New Heights review: Swiss series places its priorities right

New Heights follows a business consultant in the city, Michi Wyss, who returns to his roots in the town as he attempts to resuscitate his family farm.


Michi Wyss (Julian Koechlin) is a successful business consultant in the city who’s far ahead of the town life that his family shares running a farm.

Unlike Michi, his brother Lorenz (Jérôme Humm) loves the farm and its animals but finds it a bit hard to pass the exam and become a qualified farmer.

Tragedy strikes the Wyss family when Michi’s father Kurt commits suicide due to the depressing conditions of the farm and the rising debt.

The tragedy brings Michi and his sister Sarah (Sophie Hutter), who runs a fitness studio, back to their family farm where their mother Katharina (Rachel Braunshweig) insists on managing the farm together, as a family.

Michi Wyss finds himself stuck between a rock and a hard place as he takes the responsibility of helping his brother revive the farm while bidding for a big promotion at his workplace.

Things get messy due to Sarah who’s more interested in selling the farm and dividing the money from the sale as she continues to suffer from financial problems.

Sarah continuously tries to jeopardise Michi’s plans as Michi tries to balance between two boats while sinking deeper into his drug problems.  


New Heights’ character-driven drama is brilliantly supported by the acting performances put out by the large cast.

Julian Koechlin, as the struggling business consultant who must pick between his family and his career while suffering from drug problems, gives a remarkable performance with his sharp acting.

Rachel Braunshweig and Sophie Hutter play Katharina and Sarah respectively and deliver strong emotionally impactful performances.

Rachel Braunshweig’s notable performance is amplified by the various shades of her character that keeps the viewer interested in the character consistently. Sarah, on the other hand, manages to evoke empathy and hatred equally as the arc of her character grows.

Jérôme Humm plays a convincing farm boy and brings the charm of the town life out through his character. His performance does feel flat a couple of times but that’s a contributing factor of the writing that supports his character rather than the actor.

Benito Bause feels like a miss on most occasions even when his character is mostly likeable.

Roeland Wiesnekker, Nicola Perot, Roland Bonjour, and Lou Haltinner all bring their own sunshine to the towny vibe of the series’ setting.


The story depends on the setting of the town for its charm. The series portrays the struggles and life of the townsfolk beautifully.

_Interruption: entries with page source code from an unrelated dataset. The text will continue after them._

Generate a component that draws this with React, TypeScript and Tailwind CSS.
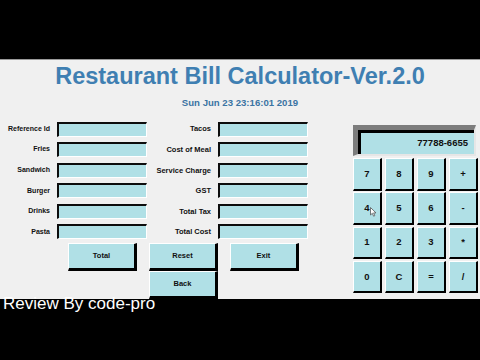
const leftFields = ["Reference Id", "Fries", "Sandwich", "Burger", "Drinks", "Pasta"];
const rightFields = ["Tacos", "Cost of Meal", "Service Charge", "GST", "Total Tax", "Total Cost"];

const keys = ["7", "8", "9", "+", "4", "5", "6", "-", "1", "2", "3", "*", "0", "C", "=", "/"];

const Entry = () => (
  <div className="h-[15px] border-t-2 border-l-2 border-b border-r border-t-[#0d0d0d] border-l-[#0d0d0d] border-b-white border-r-white bg-[#b0e0e6]" />
);

const RaisedButton = ({ label }: { label: string }) => (
  <div className="flex h-[28px] items-center justify-center border-t border-l border-b-[3px] border-r-[3px] border-t-white border-l-white border-b-black border-r-black bg-[#b0e0e6] text-[7.5px] font-bold text-[#111]">
    {label}
  </div>
);

export default function App() {
  return (
    <div
      className="relative h-[360px] w-[480px] overflow-hidden bg-black"
      style={{ fontFamily: '"Liberation Sans", Arial, sans-serif' }}
    >
      <div className="h-[59px] bg-black" />

      <div className="h-[240px] border-t border-[#9a9a9a] bg-[#f0f0f0]">
        {/* header */}
        <div className="h-[50px] pt-[5px] text-center">
          <h1 className="text-[23.5px] font-bold leading-none text-[#3f7fb2]">
            Restaurant Bill Calculator-Ver.2.0
          </h1>
          <p className="mt-[9.5px] text-[9.6px] font-bold leading-none text-[#3b74a3]">
            Sun Jun 23 23:16:01 2019
          </p>
        </div>

        <div className="flex">
          {/* form */}
          <div className="w-[353px] pt-[11.5px]">
            <div className="grid grid-cols-[57px_90px_71px_90px] gap-y-[5.6px]">
              {leftFields.map((label, i) => (
                <div key={label} className="contents">
                  <div className="flex items-center justify-end pr-[7px] text-[7px] font-bold text-[#111]">
                    {label}
                  </div>
                  <Entry />
                  <div className="flex items-center justify-end pr-[7px] text-[7.5px] font-bold text-[#111]">
                    {rightFields[i]}
                  </div>
                  <Entry />
                </div>
              ))}
            </div>

            <div className="ml-[68px] mt-[3.5px] grid grid-cols-[69px_69px_69px] gap-x-[12px]">
              <RaisedButton label="Total" />
              <RaisedButton label="Reset" />
              <RaisedButton label="Exit" />
              <div />
              <RaisedButton label="Back" />
            </div>
          </div>

          {/* calculator */}
          <div className="w-[127px] pt-[15px]">
            <div className="h-[31px] w-[123px] border-t-[5px] border-l-[5px] border-b-2 border-r-2 border-t-[#7d7d7d] border-l-[#7d7d7d] border-b-[#e6e6e6] border-r-[#e6e6e6]">
              <div className="flex h-full items-center justify-end border-t-[3px] border-l-[3px] border-t-black border-l-black bg-[#b0e0e6] pr-[6px] text-[9.5px] font-bold text-[#111]">
                77788-6655
              </div>
            </div>

            <div className="mt-[2px] grid grid-cols-[29px_29px_29px_29px] gap-x-[3px] gap-y-[1.8px]">
              {keys.map((k) => (
                <div
                  key={k}
                  className="flex h-[32.5px] items-center justify-center border-t border-l border-b-2 border-r-2 border-t-white border-l-white border-b-black border-r-black bg-[#b0e0e6] text-[9.5px] font-bold text-[#111]"
                >
                  {k}
                </div>
              ))}
            </div>
          </div>
        </div>
      </div>

      {/* mouse pointer over the "4" key */}
      <svg className="absolute left-[370px] top-[207px]" width="7" height="10" viewBox="0 0 7 10">
        <path d="M0.5 0.5 L0.5 8 L2.3 6.3 L3.6 9.2 L4.8 8.7 L3.6 5.9 L6 5.9 Z" fill="#fff" stroke="#555" strokeWidth="0.8" />
      </svg>

      {/* video watermark */}
      <div className="absolute left-[3px] top-[295px] text-[17px] leading-none text-white">
        Review By code-pro
      </div>
    </div>
  );
}
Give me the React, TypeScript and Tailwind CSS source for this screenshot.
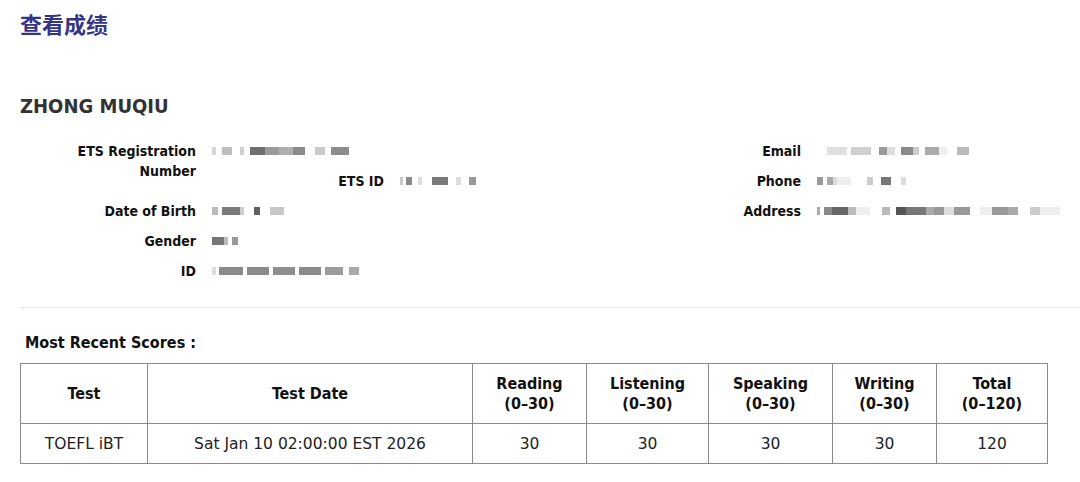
import React from "react";

type Seg = [number, string];

// mosaic blocks standing in for the blurred personal data
const masked: Record<string, Seg[]> = {
  etsReg: [
    [4, "#d6d6d6"], [6, ""], [10, "#bdbdbd"], [8, ""], [4, "#cfcfcf"], [6, ""],
    [15, "#6f6f6f"], [14, "#9a9a9a"], [14, "#b0b0b0"], [12, "#8a8a8a"], [10, ""],
    [10, "#cccccc"], [6, ""], [18, "#8c8c8c"],
  ],
  etsId: [
    [3, "#cccccc"], [3, ""], [6, "#8a8a8a"], [6, ""], [4, "#dddddd"], [10, ""],
    [16, "#7a7a7a"], [8, ""], [5, "#dddddd"], [8, ""], [7, "#999999"],
  ],
  dob: [
    [6, "#bbbbbb"], [4, ""], [18, "#7a7a7a"], [4, "#cccccc"], [10, ""],
    [6, "#5f5f5f"], [10, ""], [14, "#c8c8c8"],
  ],
  gender: [[12, "#777777"], [4, "#bbbbbb"], [4, ""], [6, "#999999"]],
  id: [
    [4, "#dddddd"], [3, ""], [24, "#8a8a8a"], [4, ""], [22, "#8a8a8a"], [4, ""],
    [22, "#8f8f8f"], [4, ""], [22, "#8a8a8a"], [4, ""], [18, "#9c9c9c"], [6, ""],
    [10, "#aaaaaa"],
  ],
  email: [
    [10, ""], [20, "#e0e0e0"], [4, ""], [20, "#d0d0d0"], [8, ""], [8, "#9a9a9a"],
    [8, "#dddddd"], [6, ""], [12, "#8a8a8a"], [6, "#cccccc"], [6, ""],
    [14, "#ababab"], [8, "#eeeeee"], [10, ""], [12, "#bbbbbb"],
  ],
  phone: [
    [6, "#9a9a9a"], [4, ""], [6, "#aaaaaa"], [4, "#dddddd"], [14, "#eeeeee"],
    [16, ""], [6, "#cccccc"], [8, ""], [10, "#777777"], [10, ""], [5, "#dddddd"],
  ],
  address: [
    [3, "#aaaaaa"], [4, ""], [8, "#8a8a8a"], [16, "#666666"], [8, "#bbbbbb"],
    [14, "#eeeeee"], [12, ""], [8, "#bbbbbb"], [6, ""], [10, "#555555"],
    [20, "#777777"], [8, "#aaaaaa"], [10, "#999999"], [10, "#dddddd"],
    [16, "#999999"], [10, ""], [12, "#eeeeee"], [16, "#999999"], [10, "#aaaaaa"],
    [12, ""], [10, "#cccccc"], [20, "#eeeeee"],
  ],
};

const Masked: React.FC<{ segs: Seg[] }> = ({ segs }) => (
  <div className="flex h-5 items-center whitespace-nowrap">
    {segs.map(([w, c], i) => (
      <span
        key={i}
        className="inline-block h-[8px] shrink-0"
        style={{ width: w, background: c || "transparent" }}
      />
    ))}
  </div>
);

const Label: React.FC<{ children: React.ReactNode; className?: string }> = ({
  children,
  className = "",
}) => (
  <div
    className={`py-[5px] text-right text-[14px] font-bold leading-5 text-[#111] ${className}`}
  >
    {children}
  </div>
);

const Value: React.FC<{ segs: Seg[]; className?: string }> = ({
  segs,
  className = "",
}) => (
  <div className={`py-[5px] ${className}`}>
    <Masked segs={segs} />
  </div>
);

const cols = [
  { w: "w-[127px]", head: ["Test"], val: "TOEFL iBT" },
  { w: "w-[325px]", head: ["Test Date"], val: "Sat Jan 10 02:00:00 EST 2026" },
  { w: "w-[114px]", head: ["Reading", "(0–30)"], val: "30" },
  { w: "w-[122px]", head: ["Listening", "(0–30)"], val: "30" },
  { w: "w-[124px]", head: ["Speaking", "(0–30)"], val: "30" },
  { w: "w-[104px]", head: ["Writing", "(0–30)"], val: "30" },
  { w: "w-[111px]", head: ["Total", "(0–120)"], val: "120" },
];

const bold = "font-['DejaVu_Sans_Condensed','DejaVu_Sans',sans-serif]";

export default function App() {
  return (
    <div className="min-h-[482px] w-[1080px] overflow-hidden bg-white font-['DejaVu_Sans',sans-serif]">
      <div className="pl-5">
        <h1 className="pt-2 font-['Noto_Sans_CJK_SC',sans-serif] text-[22px] font-bold leading-[30px] text-[#35348a]">
          查看成绩
        </h1>

        <h2 className={`mt-[54px] text-[20px] font-bold leading-7 text-[#333] ${bold}`}>
          ZHONG MUQIU
        </h2>

        <div
          className={`mt-4 grid grid-cols-[176px_100px_56px_300px_85px_1fr] grid-rows-[repeat(5,30px)] gap-x-4 ${bold}`}
        >
          <Label className="row-span-2">
            ETS Registration
            <br />
            Number
          </Label>
          <Value segs={masked.etsReg} className="col-span-2" />
          <div />
          <Label>Email</Label>
          <Value segs={masked.email} />

          <div />
          <Label>ETS ID</Label>
          <Value segs={masked.etsId} />
          <Label>Phone</Label>
          <Value segs={masked.phone} />

          <Label>Date of Birth</Label>
          <Value segs={masked.dob} className="col-span-3" />
          <Label>Address</Label>
          <Value segs={masked.address} />

          <Label>Gender</Label>
          <Value segs={masked.gender} className="col-span-5" />

          <Label>ID</Label>
          <Value segs={masked.id} className="col-span-5" />
        </div>

        <div className="mt-[21px] border-t border-[#e6e6e6]" />

        <p className={`mt-6 pl-[5px] text-[16px] font-bold leading-[22px] text-[#111] ${bold}`}>
          Most Recent Scores :
        </p>

        <table className="mt-[9px] w-[1027px] table-fixed border-collapse">
          <colgroup>
            {cols.map((c, i) => (
              <col key={i} className={c.w} />
            ))}
          </colgroup>
          <thead>
            <tr>
              {cols.map((c, i) => (
                <th
                  key={i}
                  className={`h-[60px] border border-[#8a8a8a] p-0 text-center text-[16px] font-bold leading-5 text-[#111] ${bold}`}
                >
                  {c.head.map((t, j) => (
                    <div key={j}>{t}</div>
                  ))}
                </th>
              ))}
            </tr>
          </thead>
          <tbody>
            <tr>
              {cols.map((c, i) => (
                <td
                  key={i}
                  className="h-10 border border-[#8a8a8a] p-0 text-center text-[15.5px] leading-5 text-[#222]"
                >
                  {c.val}
                </td>
              ))}
            </tr>
          </tbody>
        </table>
      </div>
    </div>
  );
}
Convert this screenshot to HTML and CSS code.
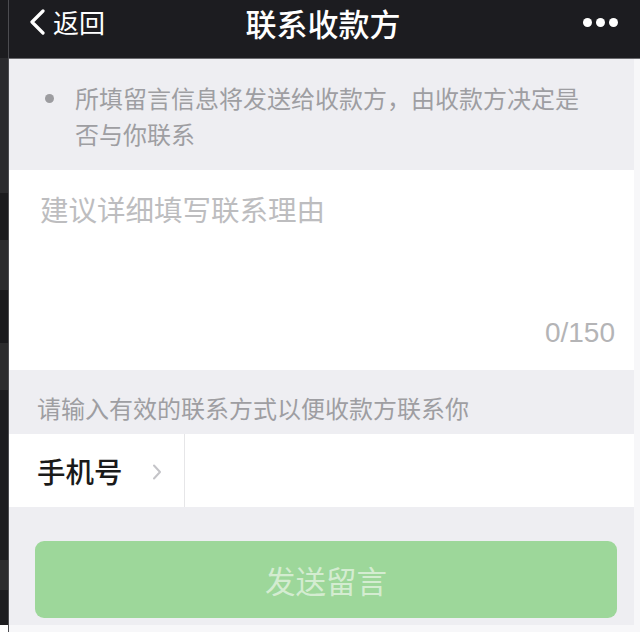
FILE: index.html
```html
<!DOCTYPE html>
<html lang="zh-CN">
<head>
  <meta charset="UTF-8" />
  <meta name="viewport" content="width=device-width, initial-scale=1.0"/>
  <title>联系收款方</title>
  <link rel="stylesheet" href="styles.css">
</head>
<body>
  <div class="frame">
    <!-- edge of the neighbouring screenshot -->
    <div class="edge">
      <div class="band b1"></div>
      <div class="band b2"></div>
      <div class="band b3"></div>
      <div class="band b4"></div>
      <div class="band b5"></div>
      <div class="band b6"></div>
      <div class="band b7"></div>
      <div class="band b8"></div>
      <div class="band b9"></div>
      <div class="band b10"></div>
    </div>

    <div class="screen">
      <header class="nav">
        <div class="nav-left">
          <svg class="back-icon" width="18" height="26" viewBox="0 0 18 26">
            <path d="M15 2 L4 13 L15 24" fill="none" stroke="#fff" stroke-width="3.2" stroke-linecap="round" stroke-linejoin="round"/>
          </svg>
          <span class="back-text">返回</span>
        </div>
        <div class="nav-title">联系收款方</div>
        <div class="nav-right">
          <span class="more-dot"></span>
          <span class="more-dot"></span>
          <span class="more-dot"></span>
        </div>
      </header>

      <main class="content">
        <div class="notice">
          <span class="bullet"></span>
          <p>所填留言信息将发送给收款方，由收款方决定是否与你联系</p>
        </div>

        <div class="message">
          <div class="placeholder">建议详细填写联系理由</div>
          <div class="count">0/150</div>
        </div>

        <div class="hint">请输入有效的联系方式以便收款方联系你</div>

        <div class="phone-row">
          <div class="phone-label">
            <span>手机号</span>
            <svg class="chevron" width="12" height="18" viewBox="0 0 12 18">
              <path d="M3 2.5 L9 9 L3 15.5" fill="none" stroke="#c4c4c8" stroke-width="2" stroke-linecap="round" stroke-linejoin="round"/>
            </svg>
          </div>
          <div class="phone-input"></div>
        </div>

        <div class="actions">
          <button class="send-btn" disabled>发送留言</button>
        </div>
      </main>
    </div>
  </div>
</body>
</html>
```

FILE: styles.css
```css
* {
  box-sizing: border-box;
  font-family: "Noto Sans CJK SC", "Noto Sans", sans-serif;
}

body {
  margin: 0;
  padding: 0;
  background: #fff;
}

.frame {
  display: flex;
  width: 640px;
  height: 632px;
  overflow: hidden;
}

/* left strip */
.edge {
  width: 9px;
  display: flex;
  flex-direction: column;
  border-right: 1px solid #4c4c50;
}

.band { width: 100%; }
.b1 { height: 58px; background: #1c1c1f; }
.b2 { height: 135px; background: #2b2b2e; }
.b3 { height: 47px; background: #1b1b1e; }
.b4 { height: 50px; background: #2c2c2e; }
.b5 { height: 53px; background: #1a1a1d; }
.b6 { height: 47px; background: #2c2c2e; }
.b7 { height: 170px; background: #1c1c1f; }
.b8 { height: 30px; background: #2c2c2e; }
.b9 { height: 35px; background: #1c1c1f; }
.b10 { height: 7px; background: #fff; }

.screen {
  flex: 1;
  display: flex;
  flex-direction: column;
}

/* nav bar */
.nav {
  height: 59px;
  background: #1c1c20;
  border-bottom: 1px solid #6a6a6e;
  display: grid;
  grid-template-columns: 1fr auto 1fr;
  align-items: start;
  padding: 0 22px 0 19px;
}

.nav-left,
.nav-title,
.nav-right {
  height: 44px;
  display: flex;
  align-items: center;
}

.nav-left {
  gap: 7px;
  color: #fff;
}

.back-text {
  font-size: 26px;
  line-height: 1;
}

.nav-title {
  color: #fff;
  font-size: 31px;
  font-weight: 500;
  line-height: 1;
}

.nav-right {
  justify-content: flex-end;
  gap: 4px;
}

.more-dot {
  width: 9px;
  height: 9px;
  border-radius: 50%;
  background: #fff;
}

/* content */
.content {
  flex: 1;
  display: flex;
  flex-direction: column;
  background: #f7f7f9;
  padding-right: 6px;
  padding-bottom: 7px;
}

.notice {
  display: flex;
  align-items: flex-start;
  background: #eeeef2;
  padding: 21px 0 18px 36px;
}

.bullet {
  width: 9px;
  height: 9px;
  margin-top: 14px;
  border-radius: 50%;
  background: #9c9ca0;
  flex-shrink: 0;
}

.notice p {
  margin: 0 0 0 21px;
  width: 514px;
  font-size: 24px;
  line-height: 36px;
  color: #9e9ea2;
}

.message {
  height: 200px;
  background: #fff;
  display: flex;
  flex-direction: column;
  justify-content: space-between;
  padding: 19px 19px 17px 31px;
}

.placeholder {
  font-size: 28.5px;
  line-height: 40px;
  color: #bdbdbf;
}

.count {
  align-self: flex-end;
  font-family: "Liberation Sans", "Noto Sans", sans-serif;
  font-size: 28px;
  line-height: 40px;
  color: #b4b4b6;
}

.hint {
  height: 64px;
  background: #eeeef2;
  padding: 23px 0 0 28px;
  font-size: 24px;
  line-height: 30px;
  color: #9e9ea2;
}

.phone-row {
  height: 73px;
  background: #fff;
  display: flex;
}

.phone-label {
  width: 176px;
  display: flex;
  align-items: center;
  padding-left: 28px;
  border-right: 1px solid #e6e6e8;
  font-size: 28.5px;
  font-weight: 500;
  color: #1a1a1a;
}

.chevron {
  margin-left: 28px;
  margin-top: 2px;
}

.phone-input {
  flex: 1;
}

.actions {
  flex: 1;
  background: #eeeef2;
  padding: 34px 17px 0 26px;
}

.send-btn {
  width: 100%;
  height: 77px;
  border: none;
  border-radius: 9px;
  background: #9dd79a;
  color: #d4ecd1;
  font-size: 30.5px;
  cursor: default;
}
```
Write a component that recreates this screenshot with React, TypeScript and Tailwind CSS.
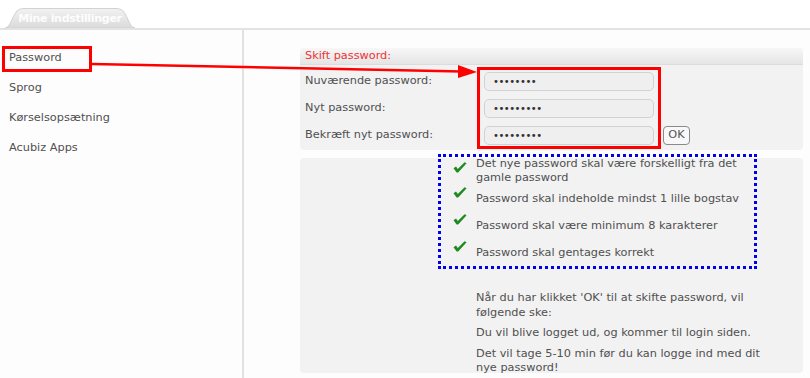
const MENU = ['Password', 'Sprog', 'Kørselsopsætning', 'Acubiz Apps'];

const FIELDS = [
	{ label: 'Nuværende password:', dots: '••••••••' },
	{ label: 'Nyt password:', dots: '•••••••••' },
	{ label: 'Bekræft nyt password:', dots: '•••••••••' },
];

function Check() {
	return (
		<svg width="14" height="11" viewBox="0 0 14 11" className="shrink-0">
			<path d="M0.5 6.2 L3 4.6 L4.8 7 L11.6 0.3 L13.6 1.3 L5.2 10.6 L3.6 10.6 Z" fill="#1f8a1f" />
		</svg>
	);
}

function Tab() {
	return (
		<div className="relative ml-[5px] w-[130px] h-[20px] flex items-center justify-center">
			<svg width="130" height="20" viewBox="0 0 130 20" className="absolute inset-0">
				<defs>
					<linearGradient id="tabg" x1="0" y1="0" x2="0" y2="1">
						<stop offset="0" stopColor="#f2f2f2" />
						<stop offset="1" stopColor="#dadada" />
					</linearGradient>
				</defs>
				<path d="M0 20 C6 20 8 4 14 1.5 Q16 0.5 19 0.5 L111 0.5 Q114 0.5 116 1.5 C122 4 124 20 130 20 Z" fill="url(#tabg)" stroke="#d2d2d2" strokeWidth="1" />
			</svg>
			<span className="relative text-white/90 font-bold text-[11px] tracking-[-0.3px] mt-[2px]">Mine indstillinger</span>
		</div>
	);
}

export default function App() {
	return (
		<div className="relative w-[810px] h-[378px] overflow-hidden bg-[#fdfdfd] font-['DejaVu_Sans',Verdana,sans-serif] text-[11.3px] text-[#505050]">
			<div className="h-[28px] pt-[8px] bg-white">
				<Tab />
			</div>
			<div className="h-[2px] bg-[#e3e3e3]" />

			<div className="flex h-[348px]">
				{/* sidebar */}
				<div className="w-[244px] shrink-0 border-r-[2px] border-[#e2e2e2] pt-[13px]">
					{MENU.map((item, i) => (
						<div key={item} className="relative h-[30px] flex items-center pl-[9px]">
							{item}
							{i === 0 && <div className="absolute left-[2px] top-[3px] w-[90px] h-[26px] border-[3px] border-[#f00]" />}
						</div>
					))}
				</div>

				{/* main */}
				<div className="flex-1 pl-[56px] pr-[7px] pt-[18px]">
					<div className="relative bg-[#f2f2f2] rounded-[4px]">
						<div className="h-[17px] flex items-center pl-[5px] rounded-t-[4px] bg-gradient-to-b from-[#f7f7f7] to-[#e5e5e5] border-b border-[#dcdcdc] text-[#ee3333]">
							Skift password:
						</div>
						<div className="pt-[3px] pb-[1px]">
							{FIELDS.map((f, i) => (
								<div key={f.label} className="h-[27px] flex items-center">
									<div className="w-[184px] pl-[5px]">{f.label}</div>
									<div className="w-[170px] h-[19px] rounded-[5px] border border-[#d2d2d2] bg-[#efefef] pl-[8px] flex items-center text-[#333] text-[10px] tracking-[-0.5px]">
										{f.dots}
									</div>
									{i === 2 && (
										<div className="ml-[9px] w-[27px] h-[19px] rounded-[4px] border border-[#8a8a8a] bg-[#f8f8f8] flex items-center justify-center text-[#555]">
											OK
										</div>
									)}
								</div>
							))}
						</div>
						<div className="absolute left-[177px] top-[19px] w-[184px] h-[82px] border-[3px] border-[#f00]" />
					</div>

					<div className="mt-[8px] h-[215px] bg-[#f2f2f2] rounded-[4px] pt-px">
						<div className="ml-[138px] -mt-[5px] w-[319px] h-[115px] border-[3px] border-dotted border-[#0000ee]">
							<div className="h-[28px] flex items-start pl-[12px]">
								<div className="mt-[5px]"><Check /></div>
								<div className="ml-[9px] leading-[14px] whitespace-nowrap">
									Det nye password skal være forskelligt fra det<br />gamle password
								</div>
							</div>
							{['Password skal indeholde mindst 1 lille bogstav', 'Password skal være minimum 8 karakterer', 'Password skal gentages korrekt'].map(t => (
								<div key={t} className="h-[27px] flex items-start pl-[12px]">
									<div className="mt-[2px]"><Check /></div>
									<div className="ml-[9px] mt-[7px] leading-[14px] whitespace-nowrap">{t}</div>
								</div>
							))}
						</div>
						<div className="ml-[176px] mt-[22px] leading-[14.5px] whitespace-nowrap">
							<p className="mb-[6px]">Når du har klikket 'OK' til at skifte password, vil<br />følgende ske:</p>
							<p className="mb-[6px]">Du vil blive logget ud, og kommer til login siden.</p>
							<p>Det vil tage 5-10 min før du kan logge ind med dit<br />nye password!</p>
						</div>
					</div>
				</div>
			</div>

			{/* annotation arrow */}
			<svg className="absolute left-0 top-0 pointer-events-none" width="810" height="378">
				<line x1="92" y1="64" x2="462" y2="71.5" stroke="#f00" strokeWidth="2.5" />
				<polygon points="477,72 458,65 458,78" fill="#f00" />
			</svg>
		</div>
	);
}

Even while resting on the family drama for the most impactful moments, the Swiss series does not sacrifice the world around the family to focus on the story of the family.

There’s a blend of family struggle, personal turmoil, and professional hurdles, which combine to develop a compelling narrative without losing focus on any one aspect. Even beyond the family, the struggles of the agricultural life, drug abuse, suicide, and homosexuality are all subjects that are touched.

Another commendable aspect of the show is the dedication of the writers toward each character. Almost every character reflects the nuanced characterization behind it adding flavour to the world of the series. Even characters without any significant impact on the things at large strike a beautiful and interesting balance.

The visuals are praise-worthy too. The setting of the small town is well-utilised to capture memorable visuals adding flavour to the compelling drama ensuing in the foreground.


There are no surprises in the story department. The story is predictable, and the writers have chosen the easy way out of situations on more than one occasion.

Michi’s relationship with his father could have formed the most compelling and impactful thread of the story.

But, unfortunately, there’s so little that’s shown of the father that it becomes hard to feel impacted by it and beyond a point, it gets completely lost in the plethora of things going on with the story and the characters.

Joel forms another important character throughout the story, but he is abandoned multiple times by the writers giving the impression that his character is mostly there to drive Michi’s story forward.


Beyond the first impression, New Heights is not merely a family drama. It invests itself in the life of the other characters equally without compromising the main thread that binds the story together.

It manages to engage and move at the same time with the treatment provided to the story. There are few weaknesses and fewer reasons to skip this compelling Swiss drama series.